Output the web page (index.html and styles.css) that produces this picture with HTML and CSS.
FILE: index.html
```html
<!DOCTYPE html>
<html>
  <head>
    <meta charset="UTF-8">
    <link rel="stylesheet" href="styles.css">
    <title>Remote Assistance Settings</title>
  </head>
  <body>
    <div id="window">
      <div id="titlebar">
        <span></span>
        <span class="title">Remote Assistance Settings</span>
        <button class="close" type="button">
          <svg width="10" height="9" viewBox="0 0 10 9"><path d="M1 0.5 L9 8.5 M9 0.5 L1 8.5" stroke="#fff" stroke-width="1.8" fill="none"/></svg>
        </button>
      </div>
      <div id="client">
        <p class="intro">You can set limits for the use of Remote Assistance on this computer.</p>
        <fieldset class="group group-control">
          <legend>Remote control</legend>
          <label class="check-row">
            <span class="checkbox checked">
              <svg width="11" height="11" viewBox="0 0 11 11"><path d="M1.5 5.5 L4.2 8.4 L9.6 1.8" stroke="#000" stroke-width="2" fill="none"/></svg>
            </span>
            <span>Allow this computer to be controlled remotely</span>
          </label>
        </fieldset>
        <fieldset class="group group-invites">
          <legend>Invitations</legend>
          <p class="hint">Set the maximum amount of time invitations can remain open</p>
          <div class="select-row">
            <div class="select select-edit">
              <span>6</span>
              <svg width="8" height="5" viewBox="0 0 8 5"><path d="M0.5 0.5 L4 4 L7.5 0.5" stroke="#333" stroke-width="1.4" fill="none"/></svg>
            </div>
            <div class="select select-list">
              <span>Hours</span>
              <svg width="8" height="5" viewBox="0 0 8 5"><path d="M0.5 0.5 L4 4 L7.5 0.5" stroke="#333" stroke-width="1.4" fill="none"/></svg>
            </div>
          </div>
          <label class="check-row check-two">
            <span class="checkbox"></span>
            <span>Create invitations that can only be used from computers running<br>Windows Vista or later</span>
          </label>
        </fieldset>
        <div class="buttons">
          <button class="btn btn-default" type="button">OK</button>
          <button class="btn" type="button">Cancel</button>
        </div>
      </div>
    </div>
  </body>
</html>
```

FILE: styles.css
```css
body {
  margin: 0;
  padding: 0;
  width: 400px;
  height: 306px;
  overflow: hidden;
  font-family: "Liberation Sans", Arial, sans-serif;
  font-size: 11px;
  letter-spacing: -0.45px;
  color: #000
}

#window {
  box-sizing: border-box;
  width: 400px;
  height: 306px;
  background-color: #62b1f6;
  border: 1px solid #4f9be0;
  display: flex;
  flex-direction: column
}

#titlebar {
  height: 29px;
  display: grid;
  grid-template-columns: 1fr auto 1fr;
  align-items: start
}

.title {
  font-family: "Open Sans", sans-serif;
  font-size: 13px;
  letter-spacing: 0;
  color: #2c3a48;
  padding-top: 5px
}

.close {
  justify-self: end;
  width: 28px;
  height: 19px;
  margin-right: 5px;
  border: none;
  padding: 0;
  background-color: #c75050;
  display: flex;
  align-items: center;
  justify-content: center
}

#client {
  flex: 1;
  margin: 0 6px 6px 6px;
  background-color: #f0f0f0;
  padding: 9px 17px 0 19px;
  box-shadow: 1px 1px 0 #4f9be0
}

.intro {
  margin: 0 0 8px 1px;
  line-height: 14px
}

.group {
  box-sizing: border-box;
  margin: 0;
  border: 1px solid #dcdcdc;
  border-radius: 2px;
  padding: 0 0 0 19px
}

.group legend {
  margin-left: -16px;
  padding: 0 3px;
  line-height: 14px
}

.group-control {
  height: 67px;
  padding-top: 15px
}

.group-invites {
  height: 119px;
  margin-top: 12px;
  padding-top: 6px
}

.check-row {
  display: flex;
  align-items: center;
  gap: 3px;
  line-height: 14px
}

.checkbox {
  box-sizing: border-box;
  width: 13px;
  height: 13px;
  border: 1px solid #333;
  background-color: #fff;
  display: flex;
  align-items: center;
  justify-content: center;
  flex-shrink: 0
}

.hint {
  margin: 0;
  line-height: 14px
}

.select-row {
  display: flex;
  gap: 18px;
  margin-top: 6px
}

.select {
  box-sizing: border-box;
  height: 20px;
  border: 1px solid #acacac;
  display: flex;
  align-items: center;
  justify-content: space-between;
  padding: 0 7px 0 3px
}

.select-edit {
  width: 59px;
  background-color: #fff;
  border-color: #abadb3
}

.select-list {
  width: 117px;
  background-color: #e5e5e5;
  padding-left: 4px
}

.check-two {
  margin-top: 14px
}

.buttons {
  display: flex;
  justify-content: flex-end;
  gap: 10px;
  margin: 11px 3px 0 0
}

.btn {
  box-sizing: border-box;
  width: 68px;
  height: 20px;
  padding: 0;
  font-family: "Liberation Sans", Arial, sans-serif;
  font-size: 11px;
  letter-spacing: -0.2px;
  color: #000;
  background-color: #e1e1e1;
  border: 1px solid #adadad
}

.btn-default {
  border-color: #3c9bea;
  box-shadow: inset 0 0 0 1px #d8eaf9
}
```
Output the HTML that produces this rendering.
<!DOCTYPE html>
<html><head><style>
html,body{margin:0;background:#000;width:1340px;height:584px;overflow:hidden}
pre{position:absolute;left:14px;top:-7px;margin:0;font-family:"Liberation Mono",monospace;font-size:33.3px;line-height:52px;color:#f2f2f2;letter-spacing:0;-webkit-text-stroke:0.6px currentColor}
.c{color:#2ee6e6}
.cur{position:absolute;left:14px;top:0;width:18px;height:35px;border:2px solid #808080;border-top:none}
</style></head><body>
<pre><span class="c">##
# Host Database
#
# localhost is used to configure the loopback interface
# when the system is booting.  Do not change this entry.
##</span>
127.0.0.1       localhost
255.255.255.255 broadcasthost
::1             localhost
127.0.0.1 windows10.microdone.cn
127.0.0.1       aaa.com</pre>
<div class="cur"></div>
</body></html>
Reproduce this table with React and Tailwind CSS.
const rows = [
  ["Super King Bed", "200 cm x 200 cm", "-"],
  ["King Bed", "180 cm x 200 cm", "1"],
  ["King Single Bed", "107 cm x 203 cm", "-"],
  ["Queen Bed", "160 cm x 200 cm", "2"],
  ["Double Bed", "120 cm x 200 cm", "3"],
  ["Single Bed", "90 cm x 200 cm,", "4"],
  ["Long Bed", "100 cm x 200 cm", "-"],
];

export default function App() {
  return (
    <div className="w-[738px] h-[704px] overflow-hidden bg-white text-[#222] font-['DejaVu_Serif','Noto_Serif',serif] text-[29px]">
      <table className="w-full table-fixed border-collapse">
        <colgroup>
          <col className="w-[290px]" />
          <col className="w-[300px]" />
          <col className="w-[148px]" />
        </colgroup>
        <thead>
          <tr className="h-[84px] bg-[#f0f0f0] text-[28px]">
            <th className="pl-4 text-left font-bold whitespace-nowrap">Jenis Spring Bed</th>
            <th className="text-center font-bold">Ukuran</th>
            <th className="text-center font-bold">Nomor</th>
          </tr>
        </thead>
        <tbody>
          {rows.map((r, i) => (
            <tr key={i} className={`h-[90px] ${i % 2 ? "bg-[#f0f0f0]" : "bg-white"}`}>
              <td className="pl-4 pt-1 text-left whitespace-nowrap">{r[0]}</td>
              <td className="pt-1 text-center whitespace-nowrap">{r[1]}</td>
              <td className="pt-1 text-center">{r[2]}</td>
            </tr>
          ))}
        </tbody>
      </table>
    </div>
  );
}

What you will do => Identify the lines in the entries that hold "this" and return each one.

Response to the task =>
Output the web page (index.html and styles.css) that produces this picture with HTML and CSS.
        <p class="intro">You can set limits for the use of Remote Assistance on this computer.</p>
            <span>Allow this computer to be controlled remotely</span>
Output the HTML that produces this rendering.
# when the system is booting.  Do not change this entry.
Reproduce this table with React and Tailwind CSS.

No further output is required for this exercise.